The disclosure provides a neural network (NN) calculation device and a numerical conversion method in NN calculation to efficiently perform numerical conversion in NN calculation.
In an embodiment of the disclosure, the numerical conversion method includes the following. A floating-point matrix operation is performed on an activation matrix and a scaled weight matrix to obtain a first operation result matrix. The scaled weight matrix is a first scaled result generated by performing first pre-scaling on an original weight matrix of a trained neural network model. Floating-point-to-integer conversion is performed to convert the first operation result matrix into a second operation result matrix.
In an embodiment of the disclosure, the NN calculation device includes a memory and a matrix operation circuit. The memory is configured to store and provide a scaled weight matrix. The scaled weight matrix is a first scaled result generated by performing first pre-scaling on an original weight matrix of a trained neural network model. The matrix operation circuit is coupled to the memory. The matrix operation circuit performs a floating-point matrix operation on an activation matrix and the scaled weight matrix to obtain a first operation result matrix. The matrix operation circuit performs floating-point-to-integer conversion to convert the first operation result matrix into a second operation result matrix.
In an embodiment of the disclosure, the numerical conversion method includes the following.
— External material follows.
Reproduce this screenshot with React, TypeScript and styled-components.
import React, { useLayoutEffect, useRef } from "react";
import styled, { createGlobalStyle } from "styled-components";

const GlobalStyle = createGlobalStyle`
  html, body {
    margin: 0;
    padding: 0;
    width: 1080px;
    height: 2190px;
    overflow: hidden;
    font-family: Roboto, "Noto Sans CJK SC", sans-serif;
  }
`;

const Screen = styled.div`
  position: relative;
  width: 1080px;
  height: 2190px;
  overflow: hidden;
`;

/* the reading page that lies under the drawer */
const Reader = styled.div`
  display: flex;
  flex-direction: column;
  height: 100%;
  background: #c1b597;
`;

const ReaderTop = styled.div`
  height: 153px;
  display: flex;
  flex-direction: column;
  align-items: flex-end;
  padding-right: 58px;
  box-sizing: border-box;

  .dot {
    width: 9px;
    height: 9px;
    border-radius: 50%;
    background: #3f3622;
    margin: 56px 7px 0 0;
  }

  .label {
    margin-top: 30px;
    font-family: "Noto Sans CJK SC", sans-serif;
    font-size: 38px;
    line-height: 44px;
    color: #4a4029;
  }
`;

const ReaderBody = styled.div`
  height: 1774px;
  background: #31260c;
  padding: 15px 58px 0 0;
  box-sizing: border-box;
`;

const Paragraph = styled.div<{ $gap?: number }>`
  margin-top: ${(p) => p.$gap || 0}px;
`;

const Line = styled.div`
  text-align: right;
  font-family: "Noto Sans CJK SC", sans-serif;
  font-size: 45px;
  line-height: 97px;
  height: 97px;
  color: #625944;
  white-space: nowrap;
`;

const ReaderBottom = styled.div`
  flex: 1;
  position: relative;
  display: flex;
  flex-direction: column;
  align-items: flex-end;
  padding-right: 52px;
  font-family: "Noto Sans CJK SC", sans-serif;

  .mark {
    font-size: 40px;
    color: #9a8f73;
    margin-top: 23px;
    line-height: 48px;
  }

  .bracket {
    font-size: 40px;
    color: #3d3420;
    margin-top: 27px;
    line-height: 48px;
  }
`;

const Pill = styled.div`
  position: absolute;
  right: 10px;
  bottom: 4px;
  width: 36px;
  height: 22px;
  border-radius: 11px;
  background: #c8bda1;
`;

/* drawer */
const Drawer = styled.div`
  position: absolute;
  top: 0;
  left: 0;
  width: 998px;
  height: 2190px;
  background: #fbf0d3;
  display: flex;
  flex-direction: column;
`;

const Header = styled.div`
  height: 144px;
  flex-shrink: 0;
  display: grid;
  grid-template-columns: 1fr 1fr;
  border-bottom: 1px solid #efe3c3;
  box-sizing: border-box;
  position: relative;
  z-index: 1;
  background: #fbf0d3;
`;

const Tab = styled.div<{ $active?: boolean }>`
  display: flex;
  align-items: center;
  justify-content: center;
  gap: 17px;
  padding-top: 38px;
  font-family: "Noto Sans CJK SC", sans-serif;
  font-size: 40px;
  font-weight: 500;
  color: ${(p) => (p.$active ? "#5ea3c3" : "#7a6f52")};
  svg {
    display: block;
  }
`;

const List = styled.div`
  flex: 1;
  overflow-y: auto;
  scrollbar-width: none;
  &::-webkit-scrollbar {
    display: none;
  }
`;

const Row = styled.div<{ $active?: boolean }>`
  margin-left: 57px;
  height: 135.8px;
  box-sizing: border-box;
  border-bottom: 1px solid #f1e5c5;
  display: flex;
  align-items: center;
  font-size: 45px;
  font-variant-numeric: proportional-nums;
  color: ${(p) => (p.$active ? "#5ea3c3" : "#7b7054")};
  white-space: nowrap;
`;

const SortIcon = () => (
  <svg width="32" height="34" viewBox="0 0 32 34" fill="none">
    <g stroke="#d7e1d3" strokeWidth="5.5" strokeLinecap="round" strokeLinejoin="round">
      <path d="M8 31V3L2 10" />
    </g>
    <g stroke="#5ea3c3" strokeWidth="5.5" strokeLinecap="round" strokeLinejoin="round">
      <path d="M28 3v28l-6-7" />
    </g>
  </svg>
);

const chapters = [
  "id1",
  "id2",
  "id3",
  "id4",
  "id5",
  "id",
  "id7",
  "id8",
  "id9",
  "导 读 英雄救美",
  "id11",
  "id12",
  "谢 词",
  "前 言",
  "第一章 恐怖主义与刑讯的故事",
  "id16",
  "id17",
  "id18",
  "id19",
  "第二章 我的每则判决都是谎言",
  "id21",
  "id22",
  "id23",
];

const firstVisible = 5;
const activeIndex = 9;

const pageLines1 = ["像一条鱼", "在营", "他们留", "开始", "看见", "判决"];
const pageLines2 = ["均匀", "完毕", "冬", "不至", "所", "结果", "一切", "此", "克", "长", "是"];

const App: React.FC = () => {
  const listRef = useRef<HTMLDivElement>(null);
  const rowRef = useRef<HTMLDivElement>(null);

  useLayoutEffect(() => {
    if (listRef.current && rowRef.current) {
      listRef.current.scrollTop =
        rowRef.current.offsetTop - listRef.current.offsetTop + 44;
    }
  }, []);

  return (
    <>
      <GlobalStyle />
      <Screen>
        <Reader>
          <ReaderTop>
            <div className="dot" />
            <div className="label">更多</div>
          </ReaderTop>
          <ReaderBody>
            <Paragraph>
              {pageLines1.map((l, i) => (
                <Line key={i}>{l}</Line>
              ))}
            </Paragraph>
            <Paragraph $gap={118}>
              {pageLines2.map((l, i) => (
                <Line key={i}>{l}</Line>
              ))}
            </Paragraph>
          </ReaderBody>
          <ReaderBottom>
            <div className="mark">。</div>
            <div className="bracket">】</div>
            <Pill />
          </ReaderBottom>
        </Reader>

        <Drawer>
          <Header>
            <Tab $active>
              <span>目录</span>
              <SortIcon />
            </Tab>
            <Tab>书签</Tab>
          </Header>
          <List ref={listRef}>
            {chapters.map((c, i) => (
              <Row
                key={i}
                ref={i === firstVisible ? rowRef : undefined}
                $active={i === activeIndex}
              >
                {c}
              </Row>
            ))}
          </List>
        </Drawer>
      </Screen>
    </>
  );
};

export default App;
Integer-to-floating-point conversion is performed to convert a first activation matrix into a second activation matrix. A floating-point matrix operation is performed on the second activation matrix and a scaled weight matrix to obtain an operation result matrix. The scaled weight matrix is a scaled result generated by performing pre-scaling on an original weight matrix of a trained neural network model.
In an embodiment of the disclosure, the NN calculation device includes a memory and a matrix operation circuit. The memory is configured to store and provide a scaled weight matrix. The scaled weight matrix is a scaled result generated by performing pre-scaling on an original weight matrix of a trained neural network model. The matrix operation circuit is coupled to the memory. The matrix operation circuit performs integer-to-floating-point conversion to convert a first activation matrix into a second activation matrix. The matrix operation circuit performs a floating-point matrix operation on the second activation matrix and the scaled weight matrix to obtain an operation result matrix.
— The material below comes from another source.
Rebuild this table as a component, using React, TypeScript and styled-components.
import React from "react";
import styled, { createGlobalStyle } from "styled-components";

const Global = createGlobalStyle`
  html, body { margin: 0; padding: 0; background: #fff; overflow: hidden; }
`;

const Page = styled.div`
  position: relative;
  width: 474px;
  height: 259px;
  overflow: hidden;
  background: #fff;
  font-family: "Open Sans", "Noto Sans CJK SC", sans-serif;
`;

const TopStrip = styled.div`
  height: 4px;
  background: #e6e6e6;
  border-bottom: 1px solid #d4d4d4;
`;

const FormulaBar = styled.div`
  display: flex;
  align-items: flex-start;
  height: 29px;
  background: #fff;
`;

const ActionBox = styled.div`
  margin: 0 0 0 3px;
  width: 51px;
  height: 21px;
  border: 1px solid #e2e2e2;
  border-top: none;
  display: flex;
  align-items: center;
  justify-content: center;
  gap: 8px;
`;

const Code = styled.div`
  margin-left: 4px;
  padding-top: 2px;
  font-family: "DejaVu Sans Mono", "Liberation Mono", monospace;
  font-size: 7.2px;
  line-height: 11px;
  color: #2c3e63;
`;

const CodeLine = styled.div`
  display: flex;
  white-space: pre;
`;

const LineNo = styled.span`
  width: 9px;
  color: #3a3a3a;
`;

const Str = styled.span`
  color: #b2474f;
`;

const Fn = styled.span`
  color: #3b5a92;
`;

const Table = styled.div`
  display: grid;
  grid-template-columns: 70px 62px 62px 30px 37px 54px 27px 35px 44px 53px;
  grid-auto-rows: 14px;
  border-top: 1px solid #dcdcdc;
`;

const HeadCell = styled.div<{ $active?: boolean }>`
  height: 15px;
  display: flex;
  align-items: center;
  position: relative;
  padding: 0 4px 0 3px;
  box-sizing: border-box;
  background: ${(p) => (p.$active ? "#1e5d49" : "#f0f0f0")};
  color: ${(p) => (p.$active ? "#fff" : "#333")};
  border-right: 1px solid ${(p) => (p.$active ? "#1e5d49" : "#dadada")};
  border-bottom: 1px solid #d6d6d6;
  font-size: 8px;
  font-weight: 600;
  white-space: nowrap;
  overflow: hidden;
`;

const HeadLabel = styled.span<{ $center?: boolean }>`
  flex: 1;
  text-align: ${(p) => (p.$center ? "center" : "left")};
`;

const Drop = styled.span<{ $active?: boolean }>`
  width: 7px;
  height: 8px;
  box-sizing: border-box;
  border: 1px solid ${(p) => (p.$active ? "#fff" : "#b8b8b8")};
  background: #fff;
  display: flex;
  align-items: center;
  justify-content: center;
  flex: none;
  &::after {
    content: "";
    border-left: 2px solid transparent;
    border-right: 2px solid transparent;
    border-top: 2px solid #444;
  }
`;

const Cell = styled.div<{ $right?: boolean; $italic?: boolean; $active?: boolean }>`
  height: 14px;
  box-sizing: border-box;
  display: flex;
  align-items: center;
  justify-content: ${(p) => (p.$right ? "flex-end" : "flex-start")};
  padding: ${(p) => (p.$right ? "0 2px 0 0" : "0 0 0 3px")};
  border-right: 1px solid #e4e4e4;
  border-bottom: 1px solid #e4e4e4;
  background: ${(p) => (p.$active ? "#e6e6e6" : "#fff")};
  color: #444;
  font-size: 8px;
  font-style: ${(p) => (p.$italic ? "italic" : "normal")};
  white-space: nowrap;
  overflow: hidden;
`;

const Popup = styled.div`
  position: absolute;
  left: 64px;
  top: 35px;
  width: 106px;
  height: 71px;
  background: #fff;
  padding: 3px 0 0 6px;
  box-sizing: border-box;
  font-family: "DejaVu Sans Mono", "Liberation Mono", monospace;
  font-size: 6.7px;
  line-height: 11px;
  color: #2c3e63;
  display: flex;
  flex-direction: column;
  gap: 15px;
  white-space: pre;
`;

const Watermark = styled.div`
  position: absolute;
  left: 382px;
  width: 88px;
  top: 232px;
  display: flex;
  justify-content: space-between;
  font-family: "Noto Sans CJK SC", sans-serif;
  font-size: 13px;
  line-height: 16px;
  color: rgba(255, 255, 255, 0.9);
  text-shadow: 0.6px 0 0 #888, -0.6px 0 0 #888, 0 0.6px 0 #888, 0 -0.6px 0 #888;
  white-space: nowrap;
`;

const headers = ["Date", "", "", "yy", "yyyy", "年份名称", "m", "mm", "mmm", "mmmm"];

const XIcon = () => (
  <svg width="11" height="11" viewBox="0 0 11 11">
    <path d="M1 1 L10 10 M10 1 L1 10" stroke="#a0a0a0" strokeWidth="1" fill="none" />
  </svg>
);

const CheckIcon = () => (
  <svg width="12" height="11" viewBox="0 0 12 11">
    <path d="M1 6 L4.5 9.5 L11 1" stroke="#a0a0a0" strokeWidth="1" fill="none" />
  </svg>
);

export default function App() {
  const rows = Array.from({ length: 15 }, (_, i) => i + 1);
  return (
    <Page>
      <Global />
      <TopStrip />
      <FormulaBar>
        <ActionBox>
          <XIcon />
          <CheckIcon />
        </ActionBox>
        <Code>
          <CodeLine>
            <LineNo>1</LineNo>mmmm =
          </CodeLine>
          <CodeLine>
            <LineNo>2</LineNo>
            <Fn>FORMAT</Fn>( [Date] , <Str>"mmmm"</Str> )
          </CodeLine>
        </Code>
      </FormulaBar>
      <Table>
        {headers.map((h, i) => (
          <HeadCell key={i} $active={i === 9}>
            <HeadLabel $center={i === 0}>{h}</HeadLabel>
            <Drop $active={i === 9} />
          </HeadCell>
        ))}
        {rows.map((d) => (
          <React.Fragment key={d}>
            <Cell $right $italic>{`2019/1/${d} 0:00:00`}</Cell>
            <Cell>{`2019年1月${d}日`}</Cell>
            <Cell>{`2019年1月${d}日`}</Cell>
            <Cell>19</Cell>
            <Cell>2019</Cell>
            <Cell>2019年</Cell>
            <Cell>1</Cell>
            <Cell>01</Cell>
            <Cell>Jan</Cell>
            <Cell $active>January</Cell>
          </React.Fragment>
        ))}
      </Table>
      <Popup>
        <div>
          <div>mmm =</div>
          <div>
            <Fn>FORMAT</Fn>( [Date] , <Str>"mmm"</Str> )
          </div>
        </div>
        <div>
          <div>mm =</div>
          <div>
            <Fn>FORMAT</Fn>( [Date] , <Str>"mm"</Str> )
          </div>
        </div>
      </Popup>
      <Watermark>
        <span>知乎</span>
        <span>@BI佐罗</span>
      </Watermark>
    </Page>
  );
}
Based on the foregoing, the matrix operation circuit may obtain the scaled weight matrix from the memory. In some embodiments, the matrix operation circuit may perform a floating-point matrix operation on the activation matrix and the scaled weight matrix to obtain the first operation result matrix (a floating-point matrix), and then convert the floating-point matrix into an integer matrix (the second operation result matrix) for use in subsequent computations. In other embodiments, the matrix operation circuit may convert the integer matrix (the first activation matrix) into a floating-point matrix (the second activation matrix), and then perform a floating-point matrix operation on the second activation matrix and the scaled weight matrix to obtain the operation result matrix. The scaled weight matrix is a scaled result generated by performing pre-scaling on the original weight matrix of the trained NN model. Since scaling has been completed in advance in the weight matrix, it is not necessary to perform scaling during each numerical conversion (floating-point-to-integer conversion or integer-to-floating-point conversion). On this basis, the matrix operation circuit may efficiently perform numerical conversion in NN calculation.
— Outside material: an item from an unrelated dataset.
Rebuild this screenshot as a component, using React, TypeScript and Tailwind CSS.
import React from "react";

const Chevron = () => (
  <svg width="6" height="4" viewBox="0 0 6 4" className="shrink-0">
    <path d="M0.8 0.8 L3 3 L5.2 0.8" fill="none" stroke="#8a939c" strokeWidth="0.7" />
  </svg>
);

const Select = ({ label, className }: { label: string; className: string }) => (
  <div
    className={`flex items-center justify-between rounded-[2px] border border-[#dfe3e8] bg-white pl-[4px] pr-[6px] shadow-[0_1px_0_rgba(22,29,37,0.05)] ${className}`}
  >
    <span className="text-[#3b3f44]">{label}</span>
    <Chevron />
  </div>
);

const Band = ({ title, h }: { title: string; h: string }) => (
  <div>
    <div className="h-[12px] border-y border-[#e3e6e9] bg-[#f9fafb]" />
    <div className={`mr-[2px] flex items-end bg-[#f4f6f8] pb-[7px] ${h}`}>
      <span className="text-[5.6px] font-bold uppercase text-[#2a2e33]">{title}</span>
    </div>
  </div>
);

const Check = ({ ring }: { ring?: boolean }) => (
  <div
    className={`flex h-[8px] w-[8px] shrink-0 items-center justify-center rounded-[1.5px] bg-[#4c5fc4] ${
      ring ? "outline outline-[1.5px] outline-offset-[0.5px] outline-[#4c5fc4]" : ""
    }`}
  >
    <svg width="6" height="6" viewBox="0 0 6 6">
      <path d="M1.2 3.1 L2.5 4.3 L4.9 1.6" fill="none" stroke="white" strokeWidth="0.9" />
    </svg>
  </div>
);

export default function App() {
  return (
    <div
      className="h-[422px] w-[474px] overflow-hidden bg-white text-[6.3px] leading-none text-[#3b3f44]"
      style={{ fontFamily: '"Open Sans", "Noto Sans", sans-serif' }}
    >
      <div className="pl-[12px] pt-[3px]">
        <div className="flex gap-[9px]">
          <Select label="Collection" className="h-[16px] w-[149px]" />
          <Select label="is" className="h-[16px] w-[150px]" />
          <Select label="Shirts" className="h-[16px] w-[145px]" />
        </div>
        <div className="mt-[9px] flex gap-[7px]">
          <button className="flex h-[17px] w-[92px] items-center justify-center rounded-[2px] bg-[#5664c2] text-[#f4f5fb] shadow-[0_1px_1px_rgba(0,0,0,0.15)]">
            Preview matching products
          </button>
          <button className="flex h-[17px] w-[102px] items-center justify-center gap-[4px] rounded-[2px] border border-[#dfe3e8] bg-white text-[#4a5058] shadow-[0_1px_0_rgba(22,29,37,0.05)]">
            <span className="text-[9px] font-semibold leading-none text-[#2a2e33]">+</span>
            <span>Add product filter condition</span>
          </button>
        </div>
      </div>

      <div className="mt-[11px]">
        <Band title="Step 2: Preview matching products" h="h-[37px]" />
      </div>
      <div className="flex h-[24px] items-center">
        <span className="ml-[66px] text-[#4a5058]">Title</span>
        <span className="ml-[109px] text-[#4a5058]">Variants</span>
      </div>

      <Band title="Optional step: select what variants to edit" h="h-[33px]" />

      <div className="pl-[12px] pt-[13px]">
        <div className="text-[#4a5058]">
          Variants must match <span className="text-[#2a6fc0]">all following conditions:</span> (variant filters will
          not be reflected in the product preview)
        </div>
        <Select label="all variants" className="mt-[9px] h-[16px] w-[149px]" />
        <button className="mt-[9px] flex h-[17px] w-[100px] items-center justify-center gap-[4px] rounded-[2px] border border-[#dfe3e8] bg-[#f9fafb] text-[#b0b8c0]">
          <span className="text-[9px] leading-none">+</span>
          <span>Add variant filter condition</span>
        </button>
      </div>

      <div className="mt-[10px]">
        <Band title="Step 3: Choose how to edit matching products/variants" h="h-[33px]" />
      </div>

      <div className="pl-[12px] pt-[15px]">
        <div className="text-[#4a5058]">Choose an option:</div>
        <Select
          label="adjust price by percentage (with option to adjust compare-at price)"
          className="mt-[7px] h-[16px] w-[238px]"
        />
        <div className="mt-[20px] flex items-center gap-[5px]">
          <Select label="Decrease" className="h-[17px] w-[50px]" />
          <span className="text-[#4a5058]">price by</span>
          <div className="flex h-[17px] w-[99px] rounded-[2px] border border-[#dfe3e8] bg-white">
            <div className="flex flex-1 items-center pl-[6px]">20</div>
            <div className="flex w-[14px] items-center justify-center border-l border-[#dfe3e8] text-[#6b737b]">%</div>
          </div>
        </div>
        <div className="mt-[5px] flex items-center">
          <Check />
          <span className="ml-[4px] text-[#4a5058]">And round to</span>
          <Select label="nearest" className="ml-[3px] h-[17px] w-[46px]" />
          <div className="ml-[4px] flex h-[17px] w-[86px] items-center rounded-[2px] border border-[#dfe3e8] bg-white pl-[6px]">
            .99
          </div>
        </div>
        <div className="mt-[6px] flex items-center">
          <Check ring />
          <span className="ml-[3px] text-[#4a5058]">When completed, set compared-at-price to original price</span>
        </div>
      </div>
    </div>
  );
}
To make the aforementioned more comprehensible, several embodiments accompanied with drawings are described in detail as follows.
The accompanying drawings are included to provide a further understanding of the disclosure, and are incorporated in and constitute a part of this specification. The drawings illustrate exemplary embodiments of the disclosure and, together with the description, serve to explain the principles of the disclosure.
The term “coupling (or connection)” used throughout this specification (including the claims) may refer to any direct or indirect means of connection. For example, if it is herein described that a first device is coupled (or connected) to a second device, it should be interpreted that the first device may be directly connected to the second device, or the first device may be indirectly connected to the second device through other devices or some connection means. Terms such as “first” and “second” mentioned throughout this specification (including the claims) are used to name elements, or to distinguish between different embodiments or scopes, and are not used to limit the upper or lower bound of the number of elements, nor used to limit the sequence of elements. In addition, wherever possible, elements/members/steps using the same reference numerals in the drawings and embodiments denote the same or similar parts. Cross-reference may be made to relevant descriptions of elements/members/steps using the same reference numerals or using the same terms in different embodiments.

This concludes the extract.